Luo Tianyi has also been co-opted as youth ambassador of the Chinese Communist Youth League.

| Name | Luo Tianyi |
| Age | 15 |
| Height | 156 cm / 5 ft 1 in |
| Appearance | Grey hair, green eyes, wearing a green jasper around her neck, and a Chinese knot on her waist. |
| Reference color | Sky blue ( #66CCFF) |

==Major offline performances==
On February 2, 2016, Tianyi was invited to perform for the Little New Year Gala held by Hunan Satellite TV and sang the song "Huaer Naji" (花儿纳吉 (Huā'ér Nàjí)) with Yang Yuying. In the performance, Tianyi's figure was shown to the audience with the help of augmented reality. It was also her first performance on TV.

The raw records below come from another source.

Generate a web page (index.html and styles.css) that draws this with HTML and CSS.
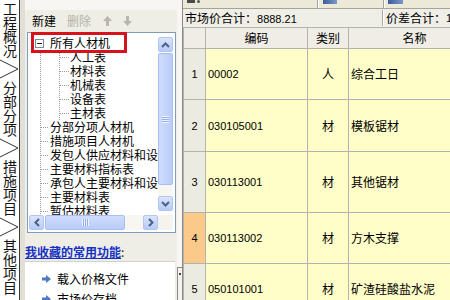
FILE: index.html
```html
<!DOCTYPE html>
<html>
<head>
<meta charset="utf-8">
<link rel="stylesheet" href="styles.css">
</head>
<body>
<div class="app">
  <nav class="tabs">
    <div class="tab">工程概况</div>
    <svg class="chev" width="19" height="21" viewBox="0 0 19 21"><polyline points="0,2 18,11 0,20" fill="none" stroke="#333" stroke-width="1"/></svg>
    <div class="tab">分部分项</div>
    <svg class="chev" width="19" height="21" viewBox="0 0 19 21"><polyline points="0,2 18,11 0,20" fill="none" stroke="#333" stroke-width="1"/></svg>
    <div class="tab">措施项目</div>
    <svg class="chev" width="19" height="21" viewBox="0 0 19 21"><polyline points="0,2 18,11 0,20" fill="none" stroke="#333" stroke-width="1"/></svg>
    <div class="tab">其他项目</div>
  </nav>

  <aside class="side">
    <div class="pane">
      <div class="ptool">
        <span class="tbtn">新建</span>
        <span class="tbtn dis">删除</span>
        <svg class="tarrow" width="9" height="10" viewBox="0 0 9 10"><polygon points="4.5,0 9,5 6,5 6,10 3,10 3,5 0,5" fill="#b9b7ad"/></svg>
        <svg class="tarrow" width="9" height="10" viewBox="0 0 9 10"><polygon points="4.5,10 9,5 6,5 6,0 3,0 3,5 0,5" fill="#b9b7ad"/></svg>
      </div>

      <div class="treebox">
        <div class="tree">
          <div class="root">
            <svg class="exp" width="9" height="9" viewBox="0 0 9 9"><rect x="0.5" y="0.5" width="8" height="8" fill="#fff" stroke="#7f8a96"/><line x1="2" y1="4.5" x2="7" y2="4.5" stroke="#222"/></svg>
            <span>所有人材机</span>
          </div>
          <div class="lvl1">
            <div class="kids">
              <div class="node">人工表</div>
              <div class="node">材料表</div>
              <div class="node">机械表</div>
              <div class="node">设备表</div>
              <div class="node">主材表</div>
            </div>
            <div class="node top">分部分项人材机</div>
            <div class="node top">措施项目人材机</div>
            <div class="node top">发包人供应材料和设备表</div>
            <div class="node top">主要材料指标表</div>
            <div class="node top">承包人主要材料和设备表</div>
            <div class="node top">主要材料表</div>
            <div class="node top">暂估材料表</div>
          </div>
        </div>

        <div class="vscroll">
          <div class="sbtn"><svg width="9" height="6" viewBox="0 0 9 6"><polyline points="1,5 4.5,1.5 8,5" fill="none" stroke="#4d6185" stroke-width="2"/></svg></div>
          <div class="vthumb"><span class="grip"></span></div>
          <div class="track"></div>
          <div class="sbtn"><svg width="9" height="6" viewBox="0 0 9 6"><polyline points="1,1 4.5,4.5 8,1" fill="none" stroke="#4d6185" stroke-width="2"/></svg></div>
        </div>

        <div class="hscroll">
          <div class="sbtn"><svg width="6" height="9" viewBox="0 0 6 9"><polyline points="5,1 1.5,4.5 5,8" fill="none" stroke="#4d6185" stroke-width="2"/></svg></div>
          <div class="hthumb"><span class="hgrip"></span></div>
          <div class="track"></div>
          <div class="sbtn"><svg width="6" height="9" viewBox="0 0 6 9"><polyline points="1,1 4.5,4.5 1,8" fill="none" stroke="#4d6185" stroke-width="2"/></svg></div>
        </div>

        <div class="corner"></div>
        <div class="mark"></div>
      </div>

      <div class="favtitle"><span class="favlink">我收藏的常用功能</span>:</div>
      <div class="favlist">
        <div class="fav"><svg width="9" height="8" viewBox="0 0 9 8"><polygon points="0,2.5 4,2.5 4,0 9,4 4,8 4,5.5 0,5.5" fill="#4f78c4"/></svg><span>载入价格文件</span></div>
        <div class="fav"><svg width="9" height="8" viewBox="0 0 9 8"><polygon points="0,2.5 4,2.5 4,0 9,4 4,8 4,5.5 0,5.5" fill="#4f78c4"/></svg><span>市场价存档</span></div>
      </div>
    </div>
    <div class="edge"><div class="splitter"><span class="sdot"></span></div></div>
  </aside>

  <main class="main">
    <div class="toolbar">
      <span class="ic ic-a"></span><span class="ic ic-dot"></span>
      <span class="sep sep1"></span>
      <span class="ic ic-blue ic-b"></span>
      <span class="sep sep2"></span>
      <span class="ic ic-blue ic-c"></span>
    </div>
    <div class="status">
      <span class="s1">市场价合计：<span class="num">8888.21</span></span>
      <span class="s2">价差合计：<span class="num">1</span></span>
    </div>
    <table class="grid">
      <colgroup><col class="c0"><col class="c1"><col class="c2"><col class="c3"></colgroup>
      <tr class="hd"><th></th><th>编码</th><th>类别</th><th>名称</th></tr>
      <tr class="r1"><td class="rn">1</td><td class="code">00002</td><td class="typ">人</td><td class="nm">综合工日</td></tr>
      <tr class="r2"><td class="rn">2</td><td class="code">030105001</td><td class="typ">材</td><td class="nm">模板锯材</td></tr>
      <tr class="r3"><td class="rn">3</td><td class="code">030113001</td><td class="typ">材</td><td class="nm">其他锯材</td></tr>
      <tr class="r4"><td class="rn cur">4</td><td class="code">030113002</td><td class="typ">材</td><td class="nm">方木支撑</td></tr>
      <tr class="r5"><td class="rn">5</td><td class="code">050101001</td><td class="typ">材</td><td class="nm">矿渣硅酸盐水泥</td></tr>
    </table>
  </main>
</div>
</body>
</html>
```

FILE: styles.css
```css
* { box-sizing: border-box; }
html, body { margin: 0; padding: 0; }
body {
  width: 450px; height: 300px; overflow: hidden; background: #fff;
  font-family: "Liberation Sans", "Noto Sans CJK SC", sans-serif;
  font-size: 12px; color: #000;
}
.app { display: flex; height: 300px; }

/* vertical tabs */
.tabs {
  width: 20px; flex: none; background: #fff;
  border-right: 1px solid #3a3a3a;
  display: flex; flex-direction: column; overflow: hidden;
}
.tab {
  height: 58px; flex: none; padding-top: 2px;
  writing-mode: vertical-rl;
  font-family: "Noto Sans CJK SC", sans-serif;
  font-size: 14px; line-height: 19px; color: #111;
}
.chev { display: block; flex: none; }

/* left side */
.side {
  width: 162px; flex: none; display: flex; overflow: hidden;
  background: #f7f6f2; border-left: 5px solid #e2e0d6;
}
.pane {
  width: 152px; flex: none; margin-top: 10px; background: #efeee6;
  border-radius: 3px 3px 0 0;
  display: flex; flex-direction: column; overflow: hidden;
}
.ptool { height: 22px; flex: none; display: flex; align-items: center; padding-left: 7px; line-height: 14px; }
.tbtn { margin-right: 11px; font-family: "Noto Sans CJK SC", sans-serif; }
.tbtn.dis { color: #b3b1a6; margin-right: 12px; }
.tarrow { margin-right: 11px; }

.treebox {
  margin-left: 2px; width: 149px; height: 201px; flex: none;
  border: 1px solid #7f9db9; background: #fff;
  padding: 0 2px 2px 0;
  display: grid; grid-template-columns: 1fr 15px; grid-template-rows: 1fr 15px;
  position: relative;
}
.tree {
  overflow: hidden; padding-top: 3px; white-space: nowrap;
  line-height: 14px; font-family: "Noto Sans CJK SC", sans-serif;
}
.root { height: 14px; display: flex; align-items: center; padding-left: 7px; }
.exp { margin-right: 6px; flex: none; }
.lvl1 { margin-left: 12px; border-left: 1px dotted #9a9a9a; }
.kids { margin-left: 18px; border-left: 1px dotted #9a9a9a; }
.node { height: 14px; display: flex; align-items: center; }
.node::before {
  content: ""; flex: none; width: 9px; margin-right: 1px;
  border-top: 1px dotted #9a9a9a;
}
.node.top::before { width: 7px; margin-right: 2px; }

.vscroll {
  grid-column: 2; grid-row: 1;
  display: flex; flex-direction: column; padding: 4px 0 4px;
}
.hscroll {
  grid-column: 1; grid-row: 2;
  display: flex; padding-left: 1px;
}
.corner { grid-column: 2; grid-row: 2; background: #f4f3ee; }
.sbtn {
  width: 15px; height: 15px; flex: none;
  background: linear-gradient(#dae5fd, #b7cbf7);
  border: 1px solid #b1c5f3; border-radius: 2px;
  display: flex; align-items: center; justify-content: center;
}
.track { flex: 1; background: #f7f6f1; }
.vthumb {
  height: 132px; margin-top: 1px; flex: none;
  background: linear-gradient(to right, #cfdcfd, #b9ccf8);
  border: 1px solid #a9bef0; border-radius: 2px;
  display: flex; align-items: center; justify-content: center;
}
.grip {
  width: 7px; height: 7px;
  background: repeating-linear-gradient(#eef3fe 0 1px, #8fb0f0 1px 2px);
}
.hthumb {
  width: 80px; margin-left: 1px; flex: none;
  background: linear-gradient(#cfdcfd, #b9ccf8);
  border: 1px solid #a9bef0; border-radius: 2px;
  display: flex; align-items: center; justify-content: center;
}
.hgrip {
  width: 7px; height: 7px;
  background: repeating-linear-gradient(to right, #eef3fe 0 1px, #8fb0f0 1px 2px);
}
.mark {
  position: absolute; left: 3px; top: -1px;
  width: 96px; height: 21px;
  border: 3px solid #d6121c;
}

.favtitle {
  height: 28px; flex: none; padding-top: 12px; line-height: 14px;
  font-family: "Noto Sans CJK SC", sans-serif; color: #222;
}
.favlink { color: #1530c4; font-weight: bold; text-decoration: underline; }
.favlist {
  flex: 1 1 auto; min-height: 0; width: 150px; background: #fff;
  border-top: 1px solid #d4d2c8; padding-top: 7px;
}
.fav {
  height: 20px; display: flex; align-items: center; gap: 6px; padding-left: 17px;
  font-family: "Noto Sans CJK SC", sans-serif; line-height: 14px;
}

.edge { width: 5px; flex: none; }
.splitter {
  margin-top: 267px; height: 40px;
  border: 1px solid #8a8a8a; border-right: 0; background: #f4f3ee;
  padding: 5px 0 0 1px;
}
.sdot { display: block; width: 2px; height: 2px; background: #444; }

/* main area */
.main {
  flex: 1; min-width: 0; overflow: hidden;
  border-left: 1px solid #8a8a8a;
  display: flex; flex-direction: column; background: #fff;
}
.toolbar {
  height: 9px; flex: none; background: #ece9d8;
  border-bottom: 1px solid #a5a49c;
  display: flex; align-items: flex-start;
}
.ic { display: block; flex: none; }
.ic-a { margin-left: 4px; width: 8px; height: 3px; background: #4b4b4b; }
.ic-dot { margin-left: 2px; width: 3px; height: 3px; border-radius: 50%; background: #555; }
.sep { display: block; flex: none; width: 2px; height: 8px; border-left: 1px solid #a6a59d; border-right: 1px solid #fff; }
.sep1 { margin-left: 117px; }
.sep2 { margin-left: 46px; }
.ic-blue { height: 4px; background: linear-gradient(to right, #3a5c9c, #7d98c8); }
.ic-b { margin-left: 4px; width: 14px; }
.ic-c { margin-left: 3px; width: 15px; }

.status {
  height: 18px; flex: none; background: #efeee7;
  display: flex; align-items: center; white-space: nowrap;
  font-family: "Noto Sans CJK SC", sans-serif; line-height: 14px;
}
.num { font-family: "Liberation Sans", sans-serif; font-size: 11px; }
.s1 { width: 199px; flex: none; padding-left: 2px; }
.s2 {
  padding-left: 3px; height: 16px; display: flex; align-items: center;
  border-left: 1px solid #a7a6a0; box-shadow: inset 1px 0 #fff;
}

.grid {
  border-collapse: collapse; table-layout: fixed; width: 297px; flex: none;
  font-family: "Noto Sans CJK SC", sans-serif;
}
.c0 { width: 22px; }
.c1 { width: 102px; }
.c2 { width: 41px; }
.c3 { width: 132px; }
.grid th, .grid td {
  border: 1px solid #b4b4ae; padding: 0; line-height: 14px;
  vertical-align: middle; white-space: nowrap; overflow: hidden;
}
.grid th { background: #efede5; font-weight: normal; text-align: center; }
.grid td { background: #fffec8; }
.grid td.rn {
  background: #ecebe2; text-align: center;
  font-family: "Liberation Sans", sans-serif; font-size: 11px;
}
.grid td.rn.cur { background: #fbc98a; }
.grid td.code { padding-left: 2px; font-family: "Liberation Sans", sans-serif; font-size: 11px; }
.grid td.typ { text-align: center; }
.grid td.nm { padding-left: 2px; }
.hd { height: 21px; }
.r1 { height: 51px; }
.r2 { height: 52px; }
.r3 { height: 61px; }
.r4 { height: 51px; }
.r5 { height: 51px; }
```
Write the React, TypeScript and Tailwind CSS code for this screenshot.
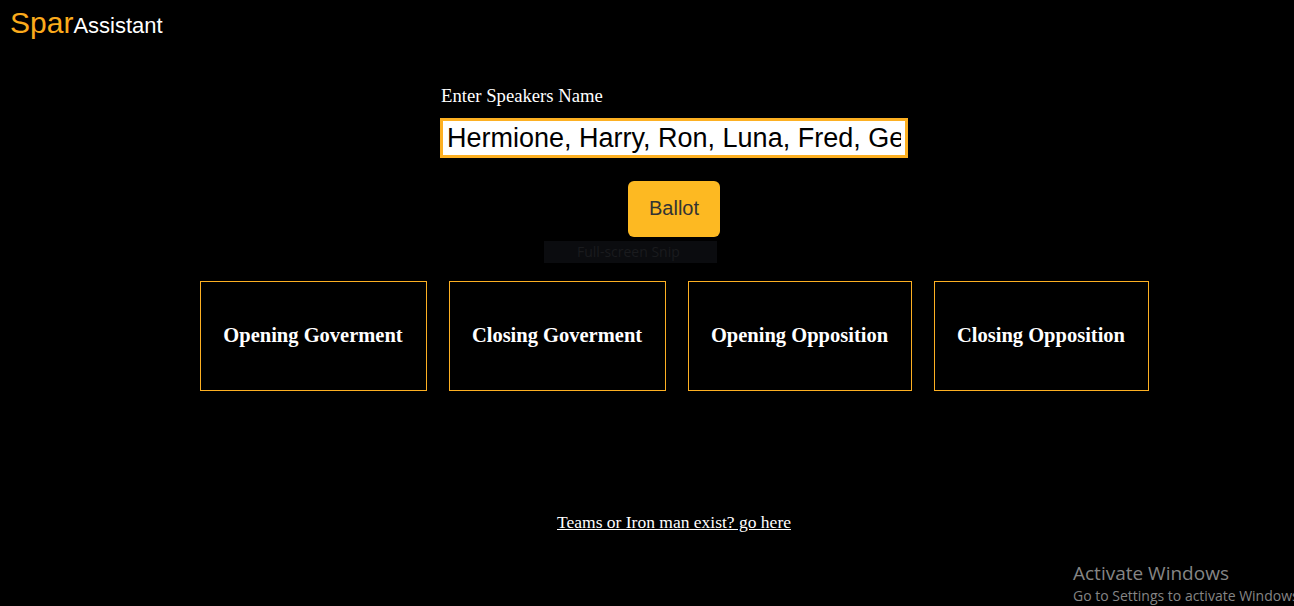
import React from 'react';

const teams = [
  { name: 'Opening Goverment', w: 'w-[227px]' },
  { name: 'Closing Goverment', w: 'w-[217px]' },
  { name: 'Opening Opposition', w: 'w-[224px]' },
  { name: 'Closing Opposition', w: 'w-[215px]' },
];

export default function App() {
  return (
    <div className="relative min-h-screen overflow-hidden bg-black text-white" style={{ fontFamily: '"Liberation Serif", serif' }}>
      {/* logo */}
      <header className="flex items-baseline pl-[10px] pt-[6px] h-[40px]" style={{ fontFamily: '"Liberation Sans", Arial, sans-serif' }}>
        <span className="text-[30px] leading-[34px] text-[#fbab1c]">Spar</span>
        <span className="text-[22px] leading-[34px] text-white">Assistant</span>
      </header>

      <main className="flex flex-col items-center pl-[54px]">
        <div className="w-[468px] mt-[45px]">
          <label className="block pl-px text-[18.7px] leading-[21px]">Enter Speakers Name</label>
        </div>
        <input
          type="text"
          defaultValue="Hermione, Harry, Ron, Luna, Fred, George, Ginny, Neville"
          className="mt-[12px] w-[468px] h-[40px] border-[3px] border-[#fdb022] bg-white px-[4px] text-[27px] text-black outline-none"
          style={{ fontFamily: '"Liberation Sans", Arial, sans-serif' }}
        />
        <button
          className="mt-[23px] h-[56px] w-[92px] rounded-[6px] bg-[#fdb922] pb-[2px] text-[20px] text-[#333333]"
          style={{ fontFamily: '"Liberation Sans", Arial, sans-serif' }}
        >
          Ballot
        </button>

        <div className="mt-[44px] flex gap-[22px]">
          {teams.map((t) => (
            <div
              key={t.name}
              className={`${t.w} h-[110px] flex items-center justify-center border border-[#fdb022] pb-[2px] text-[20.5px] font-bold whitespace-nowrap`}
            >
              {t.name}
            </div>
          ))}
        </div>

        <a href="#" className="mt-[121px] text-[17.5px] leading-[21px] text-white underline">
          Teams or Iron man exist? go here
        </a>
      </main>

      {/* snipping tool tooltip */}
      <div
        className="absolute left-[544px] top-[241px] w-[173px] h-[22px] bg-[#0b0c0f] text-[14px] leading-[22px] text-[#1a1b1e] pl-[33px]"
        style={{ fontFamily: '"Open Sans", sans-serif' }}
      >
        Full-screen Snip
      </div>

      {/* windows watermark */}
      <div
        className="absolute left-[1073px] top-[561px] whitespace-nowrap text-[#858585]"
        style={{ fontFamily: '"Open Sans", sans-serif' }}
      >
        <div className="text-[19px] leading-[25px]">Activate Windows</div>
        <div className="text-[14px] leading-[19px]">Go to Settings to activate Windows.</div>
      </div>
    </div>
  );
}
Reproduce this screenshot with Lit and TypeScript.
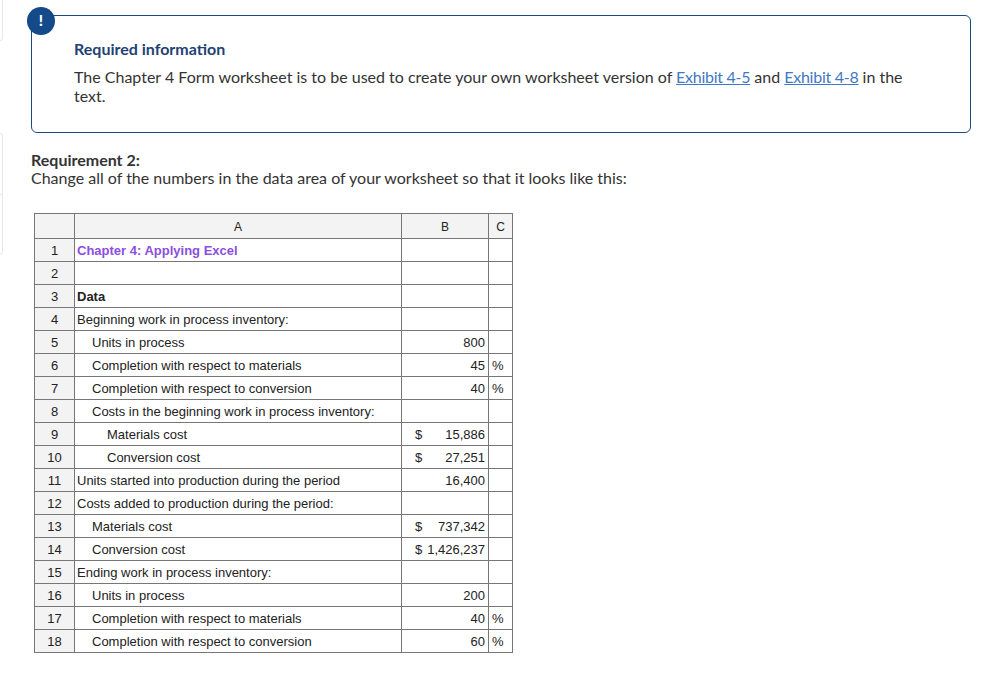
import {LitElement, html, css} from 'lit';
import {customElement} from 'lit/decorators.js';

type Row = {a?: string; b?: string; c?: string; cur?: string; indent?: number; cls?: string};

const rows: Row[] = [
    {a: 'Chapter 4: Applying Excel', cls: 'title'},
    {},
    {a: 'Data', cls: 'bold'},
    {a: 'Beginning work in process inventory:'},
    {a: 'Units in process', indent: 1, b: '800'},
    {a: 'Completion with respect to materials', indent: 1, b: '45', c: '%'},
    {a: 'Completion with respect to conversion', indent: 1, b: '40', c: '%'},
    {a: 'Costs in the beginning work in process inventory:', indent: 1},
    {a: 'Materials cost', indent: 2, cur: '$', b: '15,886'},
    {a: 'Conversion cost', indent: 2, cur: '$', b: '27,251'},
    {a: 'Units started into production during the period', b: '16,400'},
    {a: 'Costs added to production during the period:'},
    {a: 'Materials cost', indent: 1, cur: '$', b: '737,342'},
    {a: 'Conversion cost', indent: 1, cur: '$', b: '1,426,237'},
    {a: 'Ending work in process inventory:'},
    {a: 'Units in process', indent: 1, b: '200'},
    {a: 'Completion with respect to materials', indent: 1, b: '40', c: '%'},
    {a: 'Completion with respect to conversion', indent: 1, b: '60', c: '%'},
];

@customElement('app-root')
export class AppRoot extends LitElement {
    static styles = css`
        :host {
            display: block;
            position: relative;
            overflow: hidden;
            width: 987px;
            height: 691px;
            box-sizing: border-box;
            padding: 15px 16px 0 31px;
            background: #fff;
            color: #333;
            font-family: Lato, 'Open Sans', sans-serif;
            font-size: 16px;
        }
        .edge {
            position: absolute;
            left: -10px;
            width: 13px;
            box-sizing: border-box;
            border: 1px solid #e8e8e8;
            border-radius: 3px;
        }
        .edge.one {
            top: -10px;
            height: 51px;
        }
        .edge.two {
            top: 133px;
            height: 122px;
        }
        .edge.two::after {
            content: '';
            display: block;
            margin-top: 60px;
            border-top: 1px solid #e8e8e8;
        }
        .card {
            position: relative;
            box-sizing: border-box;
            height: 118px;
            padding: 24px 60px 0 42px;
            border: 1px solid #1a4a85;
            border-radius: 6px;
        }
        .badge {
            position: absolute;
            left: -5px;
            top: -9px;
            width: 28px;
            height: 28px;
            border-radius: 50%;
            background: #14498a;
            color: #fff;
            font-weight: 900;
            font-size: 15px;
            line-height: 26px;
            text-align: center;
        }
        h2 {
            margin: 0 0 9px;
            font-size: 16px;
            line-height: 18px;
            font-weight: 700;
            color: #1f4273;
        }
        .card p {
            margin: 0;
            line-height: 19px;
        }
        a {
            color: #3f78c4;
            text-decoration: underline;
            letter-spacing: -0.27px;
        }
        .req {
            margin: 18px 0 26px;
            line-height: 18px;
        }
        .req b {
            display: block;
            font-weight: 700;
        }
        table {
            margin-left: 3px;
            border-collapse: collapse;
            table-layout: fixed;
            width: 478px;
            font-family: 'Liberation Sans', Arial, sans-serif;
            font-size: 13px;
            color: #222;
        }
        th, td {
            box-sizing: border-box;
            height: 23px;
            padding: 0;
            border: 1px solid #777;
            font-weight: 400;
            white-space: nowrap;
        }
        thead th {
            height: 25px;
            padding-top: 1px;
            background: #f3f3f3;
            font-size: 12px;
        }
        tbody th {
            background: #f3f3f3;
            font-size: 13px;
        }
        td.a {
            padding-left: 2px;
        }
        td.i1 {
            padding-left: 17px;
        }
        td.i2 {
            padding-left: 32px;
        }
        td.title {
            color: #8a4fe0;
            font-weight: 700;
        }
        td.bold {
            font-weight: 700;
        }
        .num {
            display: flex;
            justify-content: space-between;
            padding: 0 3px 0 13px;
        }
        .num span:last-child {
            margin-left: auto;
        }
        td.c {
            padding-left: 3px;
        }
    `;

    render() {
        return html`
            <div class="edge one"></div>
            <div class="edge two"></div>
            <div class="card">
                <div class="badge">!</div>
                <h2>Required information</h2>
                <p>The Chapter 4 Form worksheet is to be used to create your own worksheet version of
                <a href="#">Exhibit 4-5</a> and <a href="#">Exhibit 4-8</a> in the<br />text.</p>
            </div>
            <div class="req">
                <b>Requirement 2:</b>
                Change all of the numbers in the data area of your worksheet so that it looks like this:
            </div>
            <table>
                <colgroup>
                    <col style="width:40px" />
                    <col style="width:327px" />
                    <col style="width:87px" />
                    <col style="width:24px" />
                </colgroup>
                <thead>
                    <tr><th></th><th>A</th><th>B</th><th>C</th></tr>
                </thead>
                <tbody>
                    ${rows.map((r, i) => html`
                        <tr>
                            <th>${i + 1}</th>
                            <td class="a ${r.indent ? 'i' + r.indent : ''} ${r.cls ?? ''}">${r.a}</td>
                            <td><div class="num"><span>${r.cur}</span><span>${r.b}</span></div></td>
                            <td class="c">${r.c}</td>
                        </tr>
                    `)}
                </tbody>
            </table>
        `;
    }
}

On June 17, 2017, Tianyi and five other virtual singers (Yanhe, Yuezheng Ling, Yuezheng Longya, Zhiyu Moke and Mo Qingxian) held a concert at the Mercedes-Benz Arena in Shanghai. Henian used holography to show their figures. It was the first concert that was specially held for Chinese virtual figures.

On New Year's Eve of 2018, Tianyi participated in the New Year's Eve Gala of Jiangsu Television. She sang the song "Let It Go" with the Taiwanese singer Wakin Chau.

In March 2018, Tianyi appeared on China Central Television for the first time and performed with the Peking opera singer Wang Peiyu.

On November 3, 2018, the concert "Guofeng Jile Ye" (国风极乐夜 (Guófēng Jílè Yè, National-Style Blissful Night)) was held at the Beijing National Stadium, where Tianyi sang the opening song of the concert.

On December 31, 2018, Tianyi performed for Jiangsu Television's New Year Gala for the second time. This time she sang the song "Dalabengba" (达拉崩吧 (Dálābēngba)) with Joker Xue.

On February 23, 2019, Tianyi and the pianist Lang Lang held a joint concert at the Mercedes-Benz Arena in Shanghai.

On May 16, 2019, Tianyi appeared on Zhejiang Television's The Treasured Voice and sang "Mangzhong" (芒种 (Mángzhòng, Grain In Ear)) together with Angela Chang.

On October 5, 2024, Tianyi held the concert "Gexing Yuzhou: Wuxian Gongming" (歌行宇宙·无限共鸣 (Gēxíng Yúzhòu·Wúxiàn Gòngmíng)).